Assessment of the performance of stocks by comparing the average return and market return for each of the stock is shown below

• Growth stocks: The value of t stat for growth stocks is 0.1606. Since the statistical value of the t-test is less than the critical value. Even the p-value test verifies the t stat results as the value is more than the significance level i.e. 0.183> 0.01, 0.05, or 0.10.
• Income stocks:  Income stocks show a low t stat value of 0.189 which is less than the critical value of 2.776. The p-value of income stocks is also higher than the significance level of the study i.e. 0.860 > 0.01, 0.05, or 0.10, thus there is no significant difference in the performance of stocks.
• Value stocks: With the t stat value of 0.308 less than the critical level i.e. 0.308 <2.776, there is no significant difference in the performance of stocks. The p-value of 0.773 further is greater than the significance level of 0.01, 0.05 or 0.10.

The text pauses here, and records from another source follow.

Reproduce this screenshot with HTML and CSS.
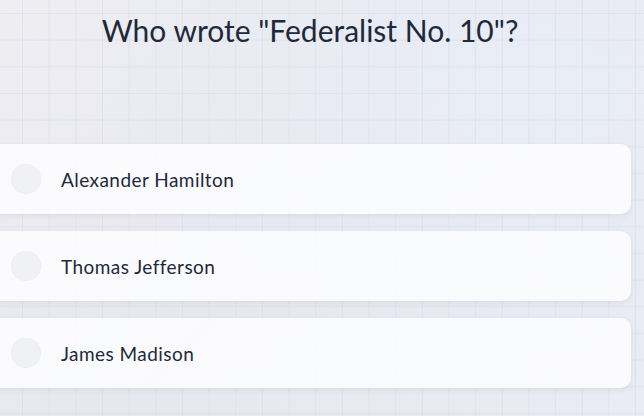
FILE: index.html
```html
<!DOCTYPE html>
<html>
<head>
<meta charset="utf-8">
<link rel="stylesheet" href="styles.css">
</head>
<body>
<div class="page">
  <h1 class="question">Who wrote "Federalist No. 10"?</h1>
  <div class="options">
    <div class="option"><span class="radio"></span><span class="label">Alexander Hamilton</span></div>
    <div class="option"><span class="radio"></span><span class="label">Thomas Jefferson</span></div>
    <div class="option"><span class="radio"></span><span class="label">James Madison</span></div>
  </div>
</div>
</body>
</html>
```
FILE: styles.css
```css
html, body {
  margin: 0;
  padding: 0;
  width: 644px;
  height: 416px;
  overflow: hidden;
}
body {
  font-family: Lato, "Noto Sans", sans-serif;
  color: #1f2937;
  background-color: #eaebf1;
  background-image:
    linear-gradient(to right, rgba(200, 204, 218, 0.3) 1px, transparent 1px),
    linear-gradient(to bottom, rgba(200, 204, 218, 0.3) 1px, transparent 1px),
    radial-gradient(ellipse at 80% 20%, #e9edf6 0%, rgba(233,237,246,0) 60%),
    linear-gradient(135deg, #eeeef3 0%, #e7e8ef 50%, #e9ecf4 100%);
  background-size: 26.667px 26.667px, 26.667px 26.667px, 100% 100%, 100% 100%;
  background-position: 22px 0, 0 13px, 0 0, 0 0;
}
.page {
  margin-left: -11px;
  width: 642px;
  display: flex;
  flex-direction: column;
}
.question {
  margin: 12px 0 0 0;
  font-size: 30px;
  font-weight: 400;
  line-height: 36px;
  text-align: center;
  color: #1e293b;
}
.options {
  margin-top: 96px;
  display: flex;
  flex-direction: column;
  gap: 17px;
}
.option {
  height: 70px;
  box-sizing: border-box;
  background: rgba(251, 251, 253, 0.96);
  border-radius: 10px;
  box-shadow: 0 2px 5px rgba(120, 125, 150, 0.12), 0 0 1px rgba(120,125,150,0.15);
  display: flex;
  align-items: center;
  padding-left: 22px;
}
.radio {
  width: 30px;
  height: 30px;
  border-radius: 50%;
  background: #f0f1f4;
  box-shadow: inset 0 0 0 1px #eceef2;
  flex: none;
}
.label {
  margin-left: 20px;
  font-size: 19px;
  letter-spacing: 0.45px;
  color: #1e293b;
}
```
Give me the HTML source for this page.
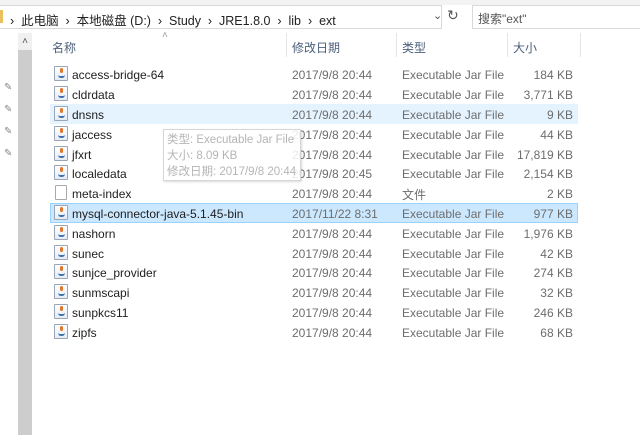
<!DOCTYPE html>
<html><head><meta charset="utf-8"><style>
*{margin:0;padding:0;box-sizing:border-box}
body{width:640px;height:435px;background:#fff;position:relative;overflow:hidden;font-family:"Liberation Sans","Noto Sans CJK SC",sans-serif;font-size:12px;color:#1e1e1e}
.a{position:absolute;white-space:nowrap}
.row{position:absolute;left:50px;width:528px;height:20px}
.row .ic{position:absolute;left:4px;top:2px;width:14px;height:15px;border:1px solid #9aa6b8;background:linear-gradient(#fff,#e6ecf4);border-radius:1px}
.row .ic i{position:absolute;left:3px;top:3px;width:7px;height:8px;border-bottom:2px solid #3c6fb0;border-radius:0 0 3px 3px}
.row .ic b{position:absolute;left:5px;top:1px;width:3px;height:5px;background:#e2762a;border-radius:2px}
.row .ic.doc{background:#fff;border-color:#a8a8a8;width:12px;left:5px}
.n{position:absolute;left:22px;top:4px}
.d{position:absolute;left:242px;top:4px;color:#6d6d6d}
.t{position:absolute;left:352px;top:4px;color:#6d6d6d}
.s{position:absolute;right:5px;top:4px;color:#6d6d6d}
.hdr{color:#4c607a;top:39px}
</style></head><body>
<div class="a" style="left:0;top:0;width:640px;height:5px;background:#f3f3f3"></div>
<div class="a" style="left:0;top:5px;width:442px;height:24px;border:1px solid #d9d9d9;border-left:none"></div>
<div class="a" style="left:0;top:10px;width:3px;height:13px;background:#e8c060"></div>
<div class="a" style="left:10px;top:10px;font-size:12.5px;color:#222">›&nbsp; 此电脑 &nbsp;›&nbsp; 本地磁盘 (D:) &nbsp;›&nbsp; Study &nbsp;›&nbsp; JRE1.8.0 &nbsp;›&nbsp; lib &nbsp;›&nbsp; ext</div>
<div class="a" style="left:433px;top:9px;color:#555;font-size:11px">⌄</div>
<div class="a" style="left:447px;top:7px;font-size:14px;color:#555">↻</div>
<div class="a" style="left:472px;top:5px;width:168px;height:24px;border:1px solid #d9d9d9;border-right:none"></div>
<div class="a" style="left:478px;top:10px;color:#555;font-size:12px">搜索"ext"</div>
<div class="a" style="left:18px;top:33px;width:14px;height:402px;background:#cdcdcd"></div>
<div class="a" style="left:18px;top:33px;width:14px;height:17px;background:#f0f0f0;text-align:center;font-size:10px;color:#555;line-height:17px">˄</div>
<div class="a" style="left:4px;top:77px;color:#888;font-size:10px;line-height:22px">✎<br>✎<br>✎<br>✎</div>
<div class="a" style="left:162px;top:30px;color:#999;font-size:10px">˄</div>
<div class="a hdr" style="left:52px">名称</div>
<div class="a" style="left:286px;top:33px;width:1px;height:24px;background:#e5e5e5"></div>
<div class="a hdr" style="left:292px">修改日期</div>
<div class="a" style="left:396px;top:33px;width:1px;height:24px;background:#e5e5e5"></div>
<div class="a hdr" style="left:402px">类型</div>
<div class="a" style="left:507px;top:33px;width:1px;height:24px;background:#e5e5e5"></div>
<div class="a hdr" style="left:513px">大小</div>
<div class="a" style="left:580px;top:33px;width:1px;height:24px;background:#e5e5e5"></div>

<div class="row" style="top:64px"><div class="ic"><b></b><i></i></div><span class="n">access-bridge-64</span><span class="d">2017/9/8 20:44</span><span class="t">Executable Jar File</span><span class="s">184 KB</span></div>
<div class="row" style="top:84px"><div class="ic"><b></b><i></i></div><span class="n">cldrdata</span><span class="d">2017/9/8 20:44</span><span class="t">Executable Jar File</span><span class="s">3,771 KB</span></div>
<div class="row" style="top:104px;background:#e5f3ff"><div class="ic"><b></b><i></i></div><span class="n">dnsns</span><span class="d">2017/9/8 20:44</span><span class="t">Executable Jar File</span><span class="s">9 KB</span></div>
<div class="row" style="top:124px"><div class="ic"><b></b><i></i></div><span class="n">jaccess</span><span class="d">2017/9/8 20:44</span><span class="t">Executable Jar File</span><span class="s">44 KB</span></div>
<div class="row" style="top:144px"><div class="ic"><b></b><i></i></div><span class="n">jfxrt</span><span class="d">2017/9/8 20:44</span><span class="t">Executable Jar File</span><span class="s">17,819 KB</span></div>
<div class="row" style="top:163px"><div class="ic"><b></b><i></i></div><span class="n">localedata</span><span class="d">2017/9/8 20:45</span><span class="t">Executable Jar File</span><span class="s">2,154 KB</span></div>
<div class="row" style="top:183px"><div class="ic doc"></div><span class="n">meta-index</span><span class="d">2017/9/8 20:44</span><span class="t" style="top:3px">文件</span><span class="s">2 KB</span></div>
<div class="row" style="top:203px;background:#cce8ff;border:1px solid #99d1ff"><div class="ic" style="left:3px;top:1px"><b></b><i></i></div><span class="n" style="left:21px;top:3px">mysql-connector-java-5.1.45-bin</span><span class="d" style="left:241px;top:3px">2017/11/22 8:31</span><span class="t" style="left:351px;top:3px">Executable Jar File</span><span class="s" style="right:4px;top:3px">977 KB</span></div>
<div class="row" style="top:223px"><div class="ic"><b></b><i></i></div><span class="n">nashorn</span><span class="d">2017/9/8 20:44</span><span class="t">Executable Jar File</span><span class="s">1,976 KB</span></div>
<div class="row" style="top:243px"><div class="ic"><b></b><i></i></div><span class="n">sunec</span><span class="d">2017/9/8 20:44</span><span class="t">Executable Jar File</span><span class="s">42 KB</span></div>
<div class="row" style="top:262px"><div class="ic"><b></b><i></i></div><span class="n">sunjce_provider</span><span class="d">2017/9/8 20:44</span><span class="t">Executable Jar File</span><span class="s">274 KB</span></div>
<div class="row" style="top:282px"><div class="ic"><b></b><i></i></div><span class="n">sunmscapi</span><span class="d">2017/9/8 20:44</span><span class="t">Executable Jar File</span><span class="s">32 KB</span></div>
<div class="row" style="top:302px"><div class="ic"><b></b><i></i></div><span class="n">sunpkcs11</span><span class="d">2017/9/8 20:44</span><span class="t">Executable Jar File</span><span class="s">246 KB</span></div>
<div class="row" style="top:322px"><div class="ic"><b></b><i></i></div><span class="n">zipfs</span><span class="d">2017/9/8 20:44</span><span class="t">Executable Jar File</span><span class="s">68 KB</span></div>

<div class="a" style="left:163px;top:129px;width:138px;height:52px;background:rgba(255,255,255,0.85);border:1px solid #d6d6d6;box-shadow:1px 1px 2px rgba(0,0,0,0.15);color:#b5b5b5;font-size:11.5px;line-height:16px;padding:2px 0 0 3px">类型: Executable Jar File<br>大小: 8.09 KB<br>修改日期: 2017/9/8 20:44</div>
</body></html>
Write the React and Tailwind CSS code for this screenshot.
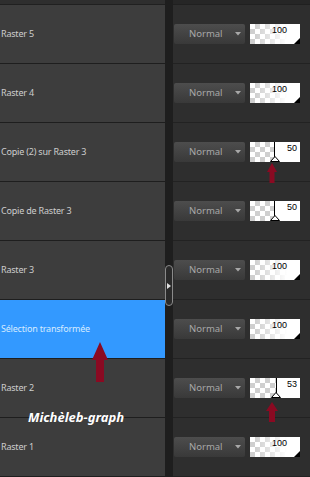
import React from "react";

const layers = [
  { name: "Raster 5", value: 100 },
  { name: "Raster 4", value: 100 },
  { name: "Copie (2) sur Raster 3", value: 50, split: true },
  { name: "Copie de Raster 3", value: 50, split: true },
  { name: "Raster 3", value: 100 },
  { name: "Sélection transformée", value: 100, selected: true },
  { name: "Raster 2", value: 53, split: true },
  { name: "Raster 1", value: 100 },
];

function RedArrow({ className }) {
  return (
    <svg viewBox="0 0 16 40" className={className} preserveAspectRatio="none">
      <path d="M8 0 L16 18 L12 18 L12 40 L4 40 L4 18 L0 18 Z" fill="#8a0a22" />
    </svg>
  );
}

function Opacity({ value, split }) {
  return (
    <div className="relative w-[50px] h-[20px] bg-white overflow-hidden">
      {split ? (
        <>
          <div
            className="absolute left-0 top-0 bottom-0 bg-[repeating-conic-gradient(#cfcfcf_0_25%,#ffffff_0_50%)] bg-[length:10px_10px] border-r border-black"
            style={{ width: `${value}%` }}
          />
          <svg
            className="absolute bottom-0 w-[10px] h-[6px]"
            style={{ left: `calc(${value}% - 5px)` }}
            viewBox="0 0 10 6"
          >
            <path d="M5 0.5 L9.5 5.5 L0.5 5.5 Z" fill="#fff" stroke="#000" strokeWidth="1" />
          </svg>
          <span className="absolute right-[3px] top-[2px] text-[9px] leading-none text-black font-['Liberation_Sans',sans-serif]">
            {value}
          </span>
        </>
      ) : (
        <>
          <div className="absolute inset-0 bg-[repeating-conic-gradient(#cfcfcf_0_25%,#ffffff_0_50%)] bg-[length:10px_10px]" />
          <div className="absolute inset-0 bg-linear-to-r from-white/0 from-10% to-white to-75%" />
          <span className="absolute right-[13px] top-[2px] text-[9px] leading-none text-black font-['Liberation_Sans',sans-serif]">
            {value}
          </span>
          <svg className="absolute right-0 bottom-0 w-[6px] h-[6px]" viewBox="0 0 6 6">
            <path d="M6 0 L6 6 L0 6 Z" fill="#000" />
          </svg>
        </>
      )}
    </div>
  );
}

function BlendSelect() {
  return (
    <div className="w-[71px] h-[20px] rounded-[2px] bg-linear-to-b from-[#4d4d4d] to-[#393939] flex items-center pl-[15px] pr-[4px]">
      <span className="text-[9.5px] text-[#a8a8a8] flex-1">Normal</span>
      <svg className="w-[6px] h-[4px]" viewBox="0 0 6 4">
        <path d="M0 0 L6 0 L3 3.5 Z" fill="#a8a8a8" />
      </svg>
    </div>
  );
}

export default function App() {
  return (
    <div className="relative w-[310px] h-[477px] overflow-hidden bg-[#2c2c2c] flex font-['Noto_Sans',sans-serif]">
      {/* layer names */}
      <div className="w-[165px] flex flex-col">
        <div className="h-[6px] bg-[#2e2e2e] border-b border-[#202020]" />
        {layers.map((l) => (
          <div
            key={l.name}
            className={`h-[59px] shrink-0 flex items-center pl-[1px] border-b border-[#1e1e1e] ${
              l.selected ? "bg-[#3399ff] text-[#d6ebff]" : "bg-[#3d3d3d] text-[#cdcdcd]"
            }`}
          >
            <span className="text-[9px] tracking-[-0.2px]">{l.name}</span>
          </div>
        ))}
      </div>

      {/* splitter */}
      <div className="w-[8px] bg-[#1e1e1e] flex flex-col">
        <div className="mt-[265px] h-[41px] w-[8px] rounded-[4px] border border-[#8a8a8a] bg-[#2a2a2a] flex items-center justify-center">
          <svg className="w-[4px] h-[6px]" viewBox="0 0 4 6">
            <path d="M0 0 L4 3 L0 6 Z" fill="#e0e0e0" />
          </svg>
        </div>
      </div>

      {/* blend + opacity */}
      <div className="flex-1 flex flex-col">
        <div className="h-[6px] bg-[#262626] border-b border-[#202020]" />
        {layers.map((l) => (
          <div
            key={l.name}
            className="h-[59px] shrink-0 flex items-center gap-[5px] pl-[1px] bg-[#2e2e2e] border-b border-[#222222]"
          >
            <BlendSelect />
            <Opacity value={l.value} split={l.split} />
          </div>
        ))}
      </div>

      {/* annotations */}
      <RedArrow className="absolute left-[267px] top-[163px] w-[10px] h-[20px]" />
      <RedArrow className="absolute left-[92px] top-[342px] w-[16px] h-[40px]" />
      <RedArrow className="absolute left-[266px] top-[402px] w-[12px] h-[20px]" />
      <span className="absolute left-[28px] top-[408px] text-[13px] leading-[18px] font-bold italic text-white">
        Michèleb-graph
      </span>
    </div>
  );
}
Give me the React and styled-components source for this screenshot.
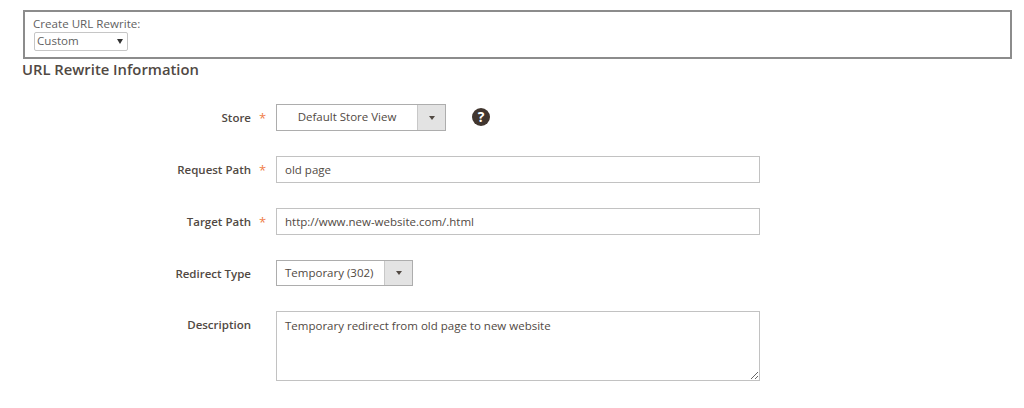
import React from "react";
import styled, { createGlobalStyle } from "styled-components";

const GlobalStyle = createGlobalStyle`
  html, body {
    margin: 0;
    padding: 0;
    background: #fff;
    font-family: "Open Sans", sans-serif;
    color: #514943;
  }
`;

const Page = styled.div`
  width: 1024px;
  height: 408px;
  overflow: hidden;
  padding: 10px 12px 0 22px;
  box-sizing: border-box;
`;

const TopBox = styled.div`
  margin-left: 1px;
  height: 49px;
  box-sizing: border-box;
  border: 2px solid #8c8c8c;
  padding: 4px 8px;
  font-size: 11.6px;
  line-height: 16px;
  color: #5f5f5f;
`;

const TopSelect = styled.div`
  width: 94px;
  height: 19px;
  margin-left: 1px;
  box-sizing: border-box;
  border: 1px solid #c6c6c6;
  border-radius: 2px;
  padding: 0 0 1px 2px;
  display: flex;
  align-items: center;
  justify-content: space-between;
  font-size: 11.6px;
  color: #5f5f5f;
`;

const TinyArrow = styled.span`
  width: 0;
  height: 0;
  margin: 0 4px 0 0;
  border-left: 3px solid transparent;
  border-right: 3px solid transparent;
  border-top: 5px solid #333;
`;

const Heading = styled.h2`
  margin: 1px 0 0;
  font-size: 14.8px;
  line-height: 19px;
  font-weight: 600;
  color: #514943;
`;

const Form = styled.div`
  display: flex;
  flex-direction: column;
  gap: 25px;
  margin-top: 25px;
`;

const Row = styled.div`
  display: flex;
  align-items: flex-start;
`;

const Label = styled.label`
  width: 229px;
  height: 26px;
  text-align: right;
  font-size: 11.5px;
  font-weight: 600;
  line-height: 27px;
  color: #514943;
`;

const Star = styled.span`
  width: 25px;
  height: 26px;
  padding-left: 8px;
  box-sizing: border-box;
  font-size: 13px;
  line-height: 29px;
  color: #eb5202;
  opacity: 0.75;
`;

const Gutter = styled.span`
  width: 25px;
`;

const SelectBox = styled.div`
  width: ${(p) => p.$w}px;
  height: ${(p) => p.$h}px;
  box-sizing: border-box;
  border: 1px solid #adadad;
  display: flex;
  font-size: 11.5px;
  color: #514943;
`;

const SelectValue = styled.div`
  flex: 1;
  display: flex;
  align-items: center;
  justify-content: ${(p) => (p.$center ? "center" : "flex-start")};
  padding: 0 8px 2px;
`;

const SelectAction = styled.div`
  width: 27px;
  background: #e3e3e3;
  border-left: 1px solid #c8c8c8;
  display: flex;
  align-items: center;
  justify-content: center;
`;

const SelectArrow = styled.span`
  width: 0;
  height: 0;
  border-left: 3px solid transparent;
  border-right: 3px solid transparent;
  border-top: 4px solid #514943;
`;

const Help = styled.span`
  width: 18px;
  height: 18px;
  margin: 4px 0 0 26px;
  border-radius: 50%;
  background: #41362f;
  color: #fff;
  font-size: 14px;
  font-weight: 700;
  line-height: 18px;
  text-align: center;
`;

const TextInput = styled.input`
  width: 484px;
  height: 27px;
  box-sizing: border-box;
  border: 1px solid #c2c2c2;
  border-radius: 0;
  outline: none;
  padding: 0 8px 1px;
  font-family: "Open Sans", sans-serif;
  font-size: 11.5px;
  color: #514943;
`;

const TextArea = styled.textarea`
  display: block;
  width: 484px;
  height: 70px;
  box-sizing: border-box;
  border: 1px solid #c2c2c2;
  border-radius: 0;
  outline: none;
  padding: 6px 8px;
  resize: both;
  font-family: "Open Sans", sans-serif;
  font-size: 11.5px;
  line-height: 16px;
  color: #514943;
`;

export default function App() {
  return (
    <Page>
      <GlobalStyle />
      <TopBox>
        Create URL Rewrite:
        <TopSelect>
          Custom
          <TinyArrow />
        </TopSelect>
      </TopBox>
      <Heading>URL Rewrite Information</Heading>
      <Form>
        <Row>
          <Label>Store</Label>
          <Star>*</Star>
          <SelectBox $w={170} $h={27}>
            <SelectValue $center>Default Store View</SelectValue>
            <SelectAction>
              <SelectArrow />
            </SelectAction>
          </SelectBox>
          <Help>?</Help>
        </Row>
        <Row>
          <Label>Request Path</Label>
          <Star>*</Star>
          <TextInput defaultValue="old page" />
        </Row>
        <Row>
          <Label>Target Path</Label>
          <Star>*</Star>
          <TextInput defaultValue="http://www.new-website.com/.html" />
        </Row>
        <Row>
          <Label>Redirect Type</Label>
          <Gutter />
          <SelectBox $w={137} $h={26}>
            <SelectValue>Temporary (302)</SelectValue>
            <SelectAction>
              <SelectArrow />
            </SelectAction>
          </SelectBox>
        </Row>
        <Row>
          <Label>Description</Label>
          <Gutter />
          <TextArea defaultValue="Temporary redirect from old page to new website" />
        </Row>
      </Form>
    </Page>
  );
}
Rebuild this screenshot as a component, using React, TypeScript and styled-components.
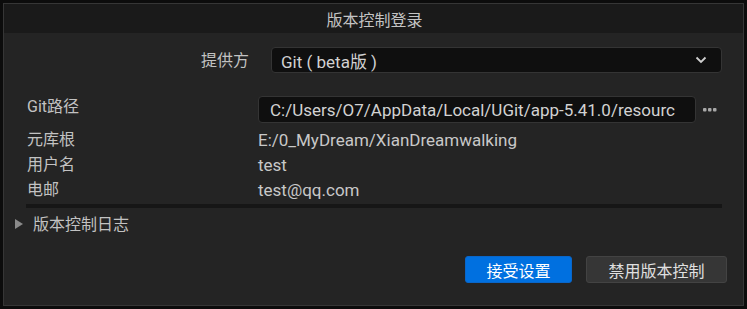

Though all the stocks show that there is not much difference in their performance, growth stocks had better performance in the financial market. Even with the presence of global recession, the stock constantly creates the possibility for investors to earn higher returns in comparison to income and value stocks. Furthermore, value stocks with the second-highest t stat and Pearson correlation value also benefit its investor with the possibility of earning a higher return. Hence, investment in growth and value stocks in comparison to income stocks tends to perform better.

## Stock market performance during global financial crisis

With the availability of a variety of stocks, investors are interested in deriving more information about every stock in order to make an optimal investment decision. The statistical analysis of the growth, income, and value stocks performance for the period April 1, 2000 – March 31, 2005, and April 1, 2005 – March 31, 2010, shows that despite the existence of financial risks, growth stocks are the most effective source of investment. It gives investors an opportunity to earn more profits than average market returns.